Feature Extraction. To keep the model simple, only the three features are extracted from the data. The three are put in a three dimensional list as a state vector, which contains the following information in the given order:

  • Euclidean distance of the intruder’s nose to the resident’s.] This is used a sa proxy for the distance between the two mice as perceived by the resident mouse. The obtained values are normalized by the diagonal length of the frame. If $l_r^{(nose)}$ and $l_i^{(nose)}$ denote the nose locations of the resident and intruder mice, the obtained state, say $x_t$ at time $t$ is proportional to $|l^{(nose)}_r - l^{(nose)}_i|_2$.
  • Approach velocity of the intruder’s nose to the resident.] This value is approximated from the previous state using the constant velocity model:

    \[v_t = \frac{x_{t+1} - x_t}{\Delta t}\]

    where $\Delta t$ is the sampling frequency of the camera, equal to $1 / 30$ seconds. Because this is computed from an already-normalized quantity, I applied no further normalization.

  • Cosine of the angle between the orientations of the two mice.] This value is found for each time frame using the head orientations of the two mice. Let $\vec{h_r}$ and $\vec{h_i}$ denote the head vectors of the resident and intruder mice, respectively, each found by \(\vec{h_r} = l^{(nose)}_r - l^{(neck)}_r \qquad \vec{h_i} = l^{(nose)}_i - l^{(neck)}_i\) where $l^{(neck)}$ denotes neck location of each mice. The cosine of the angle between these two vectors at time $t$ is then computed as

    \[\cos\theta_t = \frac{\vec{h_r} \cdot \vec{h_i}}{\|\vec{h_r}\|_2\|\vec{h_i}\|_2}\]

    I opted for the cosine of the angle and not the angle directly as it was a symmetric measure around 0 naturally.

Therefore at each $t$, the state $[x_t, v_t, \cos\theta_t]$ is provided to the model, along with the behaviour annotations.

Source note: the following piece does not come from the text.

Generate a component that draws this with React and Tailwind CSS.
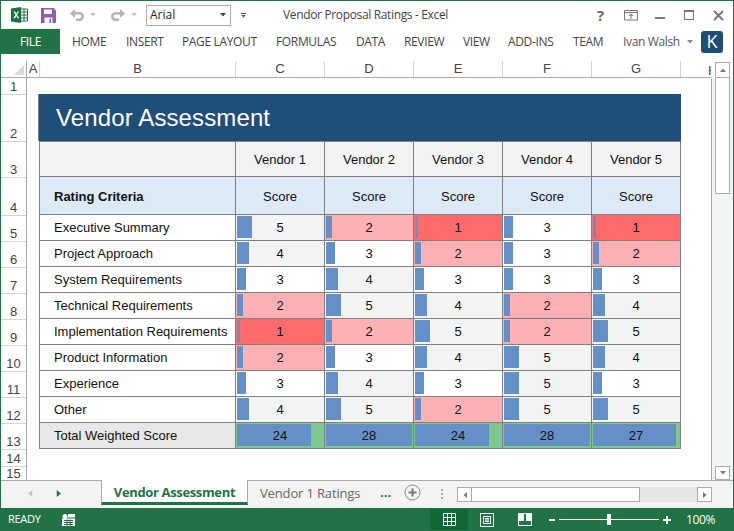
const UI_FONT = "font-['Open_Sans',sans-serif]"
const CELL_FONT = "font-['Liberation_Sans',Arial,sans-serif]"

const TABS = [
  { label: 'HOME', w: 'w-[54px]' },
  { label: 'INSERT', w: 'w-[56px]' },
  { label: 'PAGE LAYOUT', w: 'w-[94px]' },
  { label: 'FORMULAS', w: 'w-[80px]' },
  { label: 'DATA', w: 'w-[48px]' },
  { label: 'REVIEW', w: 'w-[59px]' },
  { label: 'VIEW', w: 'w-[45px]' },
  { label: 'ADD-INS', w: 'w-[65px]' },
  { label: 'TEAM', w: 'w-[50px]' },
]

const COLS = [
  { label: 'A', w: 'w-[13px]' },
  { label: 'B', w: 'w-[196px]' },
  { label: 'C', w: 'w-[89px]' },
  { label: 'D', w: 'w-[89px]' },
  { label: 'E', w: 'w-[89px]' },
  { label: 'F', w: 'w-[89px]' },
  { label: 'G', w: 'w-[89px]' },
]

const ROW_NUMS = [
  { n: 1, h: 'h-[17px]' },
  { n: 2, h: 'h-[47px]' },
  { n: 3, h: 'h-[36px]' },
  { n: 4, h: 'h-[38px]' },
  { n: 5, h: 'h-[26px]' },
  { n: 6, h: 'h-[26px]' },
  { n: 7, h: 'h-[26px]' },
  { n: 8, h: 'h-[26px]' },
  { n: 9, h: 'h-[26px]' },
  { n: 10, h: 'h-[26px]' },
  { n: 11, h: 'h-[26px]' },
  { n: 12, h: 'h-[26px]' },
  { n: 13, h: 'h-[26px]' },
  { n: 14, h: 'h-[17px]' },
  { n: 15, h: 'h-[13px]' },
]

const RATINGS = [
  ['Executive Summary', [5, 2, 1, 3, 1]],
  ['Project Approach', [4, 3, 2, 3, 2]],
  ['System Requirements', [3, 4, 3, 3, 3]],
  ['Technical Requirements', [2, 5, 4, 2, 4]],
  ['Implementation Requirements', [1, 2, 5, 2, 5]],
  ['Product Information', [2, 3, 4, 5, 4]],
  ['Experience', [3, 4, 3, 5, 3]],
  ['Other', [4, 5, 2, 5, 5]],
]

const TOTALS = [24, 28, 24, 28, 27]

// cell colour follows the score: 1 red, 2 pink, 3 white, 4 and 5 grey
const scoreBg = {
  1: 'bg-[#ff6b6b]',
  2: 'bg-[#ffb0b5]',
  3: 'bg-white',
  4: 'bg-[#f2f4f3]',
  5: 'bg-[#f2f4f3]',
}

const line = 'border-r border-b border-[#808080]'

function ScoreCell({ value }) {
  return (
    <div className={`relative h-[26px] flex items-center justify-center pt-[1px] ${line} ${scoreBg[value]}`}>
      <div
        className="absolute left-[1px] top-[1px] h-[22px] bg-[#658fc7]"
        style={{ width: value * 3 }}
      />
      <span className="relative">{value}</span>
    </div>
  )
}

function TotalCell({ value }) {
  return (
    <div className={`relative h-[26px] flex items-center justify-center pt-[1px] ${line} bg-[#7cc88f]`}>
      <div
        className="absolute left-[1px] top-[1px] h-[22px] bg-[#658fc7]"
        style={{ width: Math.round((value / 28) * 86) }}
      />
      <span className="relative">{value}</span>
    </div>
  )
}

function Table() {
  return (
    <div className={`ml-[11px] w-[643px] ${CELL_FONT} text-[13px] text-[#111]`}>
      <div className="h-[47px] flex items-center bg-[#1f4e79] border-l border-[#808080] pl-[17px] pt-[1px] text-[24px] tracking-[0.12px] text-white">
        Vendor Assessment
      </div>
      <div className="ml-[1px] grid grid-cols-[196px_repeat(5,89px)] border-l border-t border-[#808080]">
        <div className={`h-[35px] bg-[#f2f4f3] ${line}`} />
        {[1, 2, 3, 4, 5].map((n) => (
          <div key={n} className={`h-[35px] flex items-center justify-center pt-[1px] bg-[#f2f4f3] ${line}`}>
            Vendor {n}
          </div>
        ))}
        <div className={`h-[38px] flex items-center pl-[14px] pt-[2px] font-bold bg-[#dce9f7] ${line}`}>Rating Criteria</div>
        {[1, 2, 3, 4, 5].map((n) => (
          <div key={n} className={`h-[38px] flex items-center justify-center pt-[2px] bg-[#dce9f7] ${line}`}>
            Score
          </div>
        ))}
        {RATINGS.map(([name, scores]) => (
          <div key={name} className="contents">
            <div className={`h-[26px] flex items-center pl-[14px] pt-[1px] whitespace-nowrap bg-white ${line}`}>{name}</div>
            {scores.map((s, i) => (
              <ScoreCell key={i} value={s} />
            ))}
          </div>
        ))}
        <div className={`h-[26px] flex items-center pl-[14px] pt-[1px] bg-[#e7e7e7] ${line}`}>Total Weighted Score</div>
        {TOTALS.map((t, i) => (
          <TotalCell key={i} value={t} />
        ))}
      </div>
    </div>
  )
}

function ExcelLogo() {
  return (
    <svg width="17" height="16" viewBox="0 0 17 16">
      <path d="M9 2h7.500v12H9z" fill="#fff" stroke="#217346" />
      <path d="M10 5h6M10 8h6M10 11h6M13 2v12" stroke="#217346" strokeWidth="1" />
      <path d="M0 1.500 10 0v16L0 14.500z" fill="#1d6f42" />
      <path d="m2.500 4.500 2 3.300-2.200 3.500h1.700l1.300-2.400 1.300 2.400h1.700L6 7.800l2.100-3.300H6.500L5.300 6.800 4.100 4.500z" fill="#fff" />
    </svg>
  )
}

function SaveIcon() {
  return (
    <svg width="15" height="15" viewBox="0 0 15 15">
      <path d="M0 0h12.500L15 2.500V15H0z" fill="#8e5bb5" />
      <path d="M3 1.500h8v4.500H3z" fill="#fff" />
      <path d="M3.500 9.500h8V15h-8z" fill="#fff" />
      <path d="M8.500 10.500h1.500V15H8.500z" fill="#8e5bb5" />
    </svg>
  )
}

function Caret({ className }) {
  return (
    <svg width="6" height="4" viewBox="0 0 6 4" className={className}>
      <path d="M0 0h6L3 3.500z" fill="currentColor" />
    </svg>
  )
}

function UndoArrow({ flip }) {
  return (
    <svg width="16" height="14" viewBox="0 0 16 14" className={flip ? '-scale-x-100' : ''}>
      <path d="M1 5.500 6 1v3h4c3 0 5 2 5 4.500S13 13 10.500 13H7v-2.500h3.200c1.300 0 2.200-.8 2.200-2s-.9-2-2.200-2H6v3.500z" fill="#b5b5b5" />
    </svg>
  )
}

function TitleBar() {
  return (
    <div className="h-[28px] flex items-center text-[#444]">
      <div className="ml-[10px] w-[30px]"><ExcelLogo /></div>
      <SaveIcon />
      <div className="ml-[13px]"><UndoArrow /></div>
      <Caret className="ml-[5px] text-[#c6c6c6]" />
      <div className="ml-[14px]"><UndoArrow flip /></div>
      <Caret className="ml-[5px] text-[#c6c6c6]" />
      <div className={`ml-[9px] w-[85px] h-[21px] flex items-center justify-between border border-[#ababab] pl-[3px] pr-[4px] ${UI_FONT} text-[12px] text-[#222]`}>
        Arial
        <Caret className="text-[#444]" />
      </div>
      <div className="ml-[8px] w-[8px] flex flex-col items-center gap-[1px]">
        <div className="w-[5px] h-[1px] bg-[#555]" />
        <Caret className="text-[#555] w-[5px] h-[3px]" />
      </div>
      <div className={`ml-[36px] w-[340px] tracking-[-0.35px] ${UI_FONT} text-[12px] text-[#444]`}>
        Vendor Proposal Ratings - Excel
      </div>
      <span className={`ml-[-26px] w-[24px] font-bold text-[15px] text-[#666] ${UI_FONT}`}>?</span>
      <svg width="14" height="11" viewBox="0 0 14 11" className="ml-[3px]">
        <path d="M.5.500h13v9.500H.5zM.5 2.500h13" fill="none" stroke="#777" />
        <path d="M7 3.500 4.500 6h5zM6.500 5.500h1V9h-1z" fill="#777" />
      </svg>
      <div className="ml-[17px] w-[10px] h-[2px] mt-[6px] bg-[#777]" />
      <div className="ml-[19px] w-[10px] h-[10px] border border-[#777] border-t-2" />
      <svg width="11" height="11" viewBox="0 0 11 11" className="ml-[19px]">
        <path d="M1 1l9 9M10 1l-9 9" stroke="#777" strokeWidth="2" />
      </svg>
    </div>
  )
}

function RibbonTabs() {
  return (
    <div className={`h-[25px] flex items-center ${UI_FONT} text-[12px] tracking-[-0.35px] text-[#444]`}>
      <div className="w-[59px] h-full flex items-center justify-center bg-[#217346] text-white mr-[12px]">FILE</div>
      {TABS.map((t) => (
        <div key={t.label} className={t.w}>{t.label}</div>
      ))}
      <span className="w-[57px] whitespace-nowrap text-[#555]">Ivan Walsh</span>
      <Caret className="ml-[7px] text-[#888]" />
      <div className="ml-[8px] w-[22px] h-[22px] flex items-center justify-center rounded-[3px] bg-[#1f4e79] text-white text-[18px] tracking-normal">K</div>
    </div>
  )
}

function ColumnHeaders() {
  return (
    <div className={`mt-[7px] w-[710px] h-[17px] flex border-b border-[#ababab] ${CELL_FONT} text-[13px] text-[#444]`}>
      <div className="w-[26px] relative border-r border-[#ababab]">
        <div className="absolute right-[2px] bottom-[2px] w-0 h-0 border-l-[10px] border-b-[10px] border-l-transparent border-b-[#d9d9d9]" />
      </div>
      {COLS.map((c) => (
        <div key={c.label} className={`${c.w} flex items-center justify-center border-r border-[#d4d4d4]`}>{c.label}</div>
      ))}
      <div className="w-[30px] pl-[27px] overflow-hidden">H</div>
    </div>
  )
}

function RowHeaders() {
  return (
    <div className={`w-[26px] shrink-0 border-r border-[#ababab] ${CELL_FONT} text-[13px] leading-[12px] text-[#444]`}>
      {ROW_NUMS.map((r) => (
        <div key={r.n} className={`${r.h} flex items-end justify-center pb-[1px] last:pb-0 border-b last:border-b-0 border-[#d4d4d4]`}>{r.n}</div>
      ))}
    </div>
  )
}

function VScrollBar() {
  return (
    <div className="w-[21px] shrink-0 px-[3px] bg-[#f2f4f3] flex flex-col">
      <div className="h-[16px] -mt-[16px] flex items-center justify-center bg-white border border-[#ababab]">
        <Caret className="rotate-180 text-[#777]" />
      </div>
      <div className="h-[116px] bg-white border-x border-b border-[#ababab]" />
      <div className="flex-1" />
      <div className="h-[14px] flex items-center justify-center bg-white border border-[#ababab]">
        <Caret className="text-[#777]" />
      </div>
    </div>
  )
}

function SheetTabs() {
  return (
    <div className="h-[28px] flex bg-[#f2f4f3]">
      <div className="w-[100px] border-t border-[#ababab] flex items-center pl-[25px] pb-[3px] gap-[21px]">
        <Caret className="rotate-90 w-[8px] h-[5px] text-[#c6c6c6]" />
        <Caret className="-rotate-90 w-[8px] h-[5px] text-[#217346]" />
      </div>
      <div className={`w-[147px] h-[25px] flex items-center justify-center pt-[4px] tracking-[-0.35px] bg-white border-x border-[#ababab] border-b-[3px] border-b-[#217346] ${UI_FONT} font-bold text-[13px] text-[#217346]`}>
        Vendor Assessment
      </div>
      <div className="flex-1 border-t border-[#ababab] flex items-center">
        <span className={`ml-[12px] w-[120px] pb-[2px] tracking-[-0.15px] ${UI_FONT} text-[13px] text-[#666]`}>Vendor 1 Ratings</span>
        <span className={`w-[24px] pb-[3px] font-bold text-[13px] text-[#217346] ${UI_FONT}`}>...</span>
        <svg width="17" height="17" viewBox="0 0 17 17" className="mb-[4px]">
          <circle cx="8.500" cy="8.500" r="7.500" fill="none" stroke="#888" />
          <path d="M4.500 8.500h8M8.500 4.500v8" stroke="#777" strokeWidth="2" />
        </svg>
        <div className="ml-[20px] mb-[2px] flex flex-col gap-[2px]">
          <div className="w-[2px] h-[2px] bg-[#aaa]" />
          <div className="w-[2px] h-[2px] bg-[#aaa]" />
          <div className="w-[2px] h-[2px] bg-[#aaa]" />
        </div>
        <div className="ml-[14px] w-[255px] h-[15px] flex bg-[#e6e6e6]">
          <div className="w-[15px] flex items-center justify-center bg-white border border-[#ababab]">
            <Caret className="rotate-90 text-[#777]" />
          </div>
          <div className="w-[168px] bg-white border-y border-r border-[#ababab]" />
          <div className="flex-1" />
          <div className="w-[15px] flex items-center justify-center bg-white border border-[#ababab]">
            <Caret className="-rotate-90 text-[#777]" />
          </div>
        </div>
      </div>
    </div>
  )
}

function StatusBar() {
  return (
    <div className={`-mx-[1px] h-[23px] flex items-center bg-[#217346] text-white ${UI_FONT} text-[11px]`}>
      <span className="ml-[8px] w-[54px] tracking-[-0.3px]">READY</span>
      <svg width="13" height="12" viewBox="0 0 13 12">
        <circle cx="3" cy="2.500" r="2.500" fill="#fff" />
        <path d="M0 4.500h13V12H0zM6 0h7v3.500H6z" fill="#fff" />
        <path d="M2 6.500h9M2 8.500h9M2 10.500h9M5 5.500v6M8 5.500v6" stroke="#217346" />
      </svg>
      <div className="ml-[355px] w-[38px] h-[21px] flex items-center justify-center bg-[#0f6835]">
        <svg width="13" height="13" viewBox="0 0 13 13">
          <path d="M.5.500h12v12H.5zM.5 4.500h12M.5 8.500h12M4.500.500v12M8.500.500v12" fill="none" stroke="#fff" />
        </svg>
      </div>
      <svg width="14" height="14" viewBox="0 0 14 14" className="ml-[12px]">
        <path d="M.5.500h13v13H.5z" fill="none" stroke="#fff" />
        <path d="M3.500 3.500h7v7h-7zM5 5.500h4M5 7h4M5 8.500h4" fill="none" stroke="#fff" />
      </svg>
      <svg width="14" height="13" viewBox="0 0 14 13" className="ml-[24px]">
        <path d="M.5.500h13v12H.5z" fill="none" stroke="#fff" />
        <path d="M0 0h6v8H0zM8 0h6v8H8z" fill="#fff" />
      </svg>
      <div className="ml-[17px] w-[6px] h-[2px] bg-white" />
      <div className="relative ml-[4px] w-[100px] h-[1px] bg-white">
        <div className="absolute left-[48px] -top-[5px] w-[4px] h-[11px] bg-white" />
      </div>
      <svg width="8" height="8" viewBox="0 0 8 8" className="ml-[4px]">
        <path d="M0 4h8M4 0v8" stroke="#fff" strokeWidth="2" />
      </svg>
      <span className="ml-[15px] text-[12px] tracking-[-0.4px]">100%</span>
    </div>
  )
}

export default function App() {
  return (
    <div className="w-[734px] h-[531px] flex flex-col overflow-hidden bg-white border-t border-x border-[#217346]">
      <TitleBar />
      <RibbonTabs />
      <ColumnHeaders />
      <div className="h-[402px] flex">
        <div className="w-[711px] flex border-r border-[#ababab]">
          <RowHeaders />
          <div className="pt-[16px]">
            <Table />
          </div>
        </div>
        <VScrollBar />
      </div>
      <SheetTabs />
      <StatusBar />
    </div>
  )
}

Model. I wrote the model in WebPPL (Goodman & Stuhlmüller, 2014) to make use of the probabilistic programming facilities. I wrote a sequential inferencing algorithm, where the prior is provided only in the beginning, each time instance is processed on its own and the posterior is provided as a prior to the next datum of time instance.

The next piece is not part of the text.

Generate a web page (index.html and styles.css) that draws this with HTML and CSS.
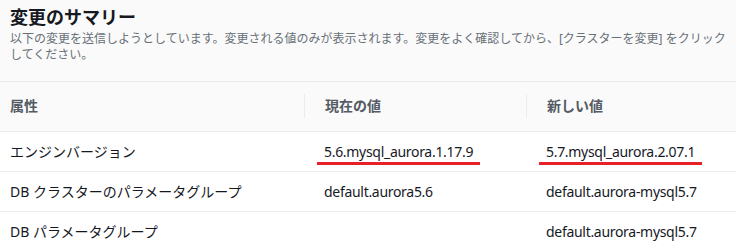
FILE: index.html
```html
<!DOCTYPE html>
<html lang="ja">
<head>
<meta charset="utf-8">
<link rel="stylesheet" href="styles.css">
</head>
<body>
<div class="summary">
  <div class="intro">
    <h2 class="title">変更のサマリー</h2>
    <p class="desc">以下の変更を送信しようとしています。変更される値のみが表示されます。変更をよく確認してから、[クラスターを変更] をクリックしてください。</p>
  </div>
  <table class="changes">
    <thead>
      <tr>
        <th class="c1"><div class="hcell first">属性</div></th>
        <th class="c2"><div class="hcell">現在の値</div></th>
        <th class="c3"><div class="hcell">新しい値</div></th>
      </tr>
    </thead>
    <tbody>
      <tr>
        <td class="c1">エンジンバージョン</td>
        <td class="c2"><span class="mark">5.6.mysql_aurora.1.17.9</span></td>
        <td class="c3"><span class="mark">5.7.mysql_aurora.2.07.1</span></td>
      </tr>
      <tr>
        <td class="c1">DB クラスターのパラメータグループ</td>
        <td class="c2">default.aurora5.6</td>
        <td class="c3">default.aurora-mysql5.7</td>
      </tr>
      <tr>
        <td class="c1">DB パラメータグループ</td>
        <td class="c2"></td>
        <td class="c3">default.aurora-mysql5.7</td>
      </tr>
    </tbody>
  </table>
</div>
</body>
</html>
```
FILE: styles.css
```css
html, body {
  margin: 0;
  padding: 0;
  background: #ffffff;
}
body {
  font-family: "Noto Sans", "Noto Sans CJK JP", sans-serif;
  color: #16191f;
}
.summary {
  width: 736px;
}
.intro {
  background: #fafafa;
  padding: 6px 10px 0 10px;
  height: 75px;
  border-bottom: 1px solid #eaeded;
}
.title {
  margin: 0;
  font-size: 18px;
  line-height: 22px;
  font-weight: 700;
  color: #16191f;
}
.desc {
  margin: 3px 0 0 0;
  font-size: 12px;
  line-height: 16px;
  color: #687078;
}
.changes {
  width: 736px;
  border-collapse: collapse;
  table-layout: fixed;
}
.c1 { width: 304px; }
.c2 { width: 222px; }
.c3 { width: 210px; }
th {
  background: #fafafa;
  padding: 12px 0 13px 0;
  text-align: left;
  font-size: 14px;
  font-weight: 700;
  color: #545b64;
  border-bottom: 1px solid #eaeded;
}
.hcell {
  height: 24px;
  line-height: 24px;
  padding-left: 20px;
  border-left: 1px solid #eaeded;
}
.hcell.first {
  padding-left: 10px;
  border-left: none;
}
td {
  height: 39px;
  padding: 0 0 0 20px;
  font-size: 14px;
  line-height: 20px;
  border-bottom: 1px solid #eaeded;
  vertical-align: middle;
}
td.c1 {
  padding-left: 10px;
}
td.c2, td.c3 {
  letter-spacing: -0.3px;
}
.mark {
  position: relative;
}
.mark::after {
  content: "";
  position: absolute;
  left: -7px;
  right: -7px;
  top: calc(100% + 1px);
  height: 3px;
  background: #e8202a;
}
```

The state transition model is taken as the constant velocity model, and the third state is always assumed to be constant:

\[\begin{align*} \hat{x}_{t+1} &= x_t + v_t \Delta t \\ \hat{v}_{t+1} &= v_t \\ \hat{\cos\theta}_{t+1} &= \cos\theta_t \end{align*}\]

The other two states are taken to be constant. This transition function is cached to save on computation time, which is why it is left deterministic.

The mouse model uses an affine function to evaluate the instantaneous utility of each action. For an action $a$, the instantaneous utility is

\[U(a, s_t) = \alpha_0^a + \alpha_1^a x_t + \alpha_2^a v_t + \alpha_3^a \cos\theta_t \tag{*}\]

where the coefficients $\alpha^a_i$ are specific to each action, which are the quantities to be inferred. The cumulative utility is the discounted sum of future utilities. The future utilities are computed using the transition function given above. The mouse is coded as a maximum utility agent, so the action that brings the maximum utility is selected deterministically.

\[CU(a, s_t) = U_t(a, s_t) + \gamma \max_{\hat{a}}CU(\hat{a}, \hat{s}_{t+1})\]

The linear utility functions are kept reserved for meaningful actions, like attacking and investigation. The utility of taking no actions is fixed at 0. Future utilities $k$ step ahead of current time are discounted by the discount factor $\gamma^k$, where $\gamma = 0.9$. Finally, the infinite recursion is approximated by a finite one, with maximum recursion depth equal to 10.

For all the parameters $\alpha^a_i$ to be inferred, an uncorrelated multivariate gaussian with marginal variances of 15 with zero mean is used.

Results

The initial results of the inference process seemed like a success in the beginning, as the model seemed to be learning some non-trivial parameters. But later on, I realized that different runs of the model with the same dataset inferred radically different coefficients. Additionally, each inference session resulted in a deterministic result, meaning the posterior distribution turned out to be a probability mass function concentrated on a single point in the parameter space.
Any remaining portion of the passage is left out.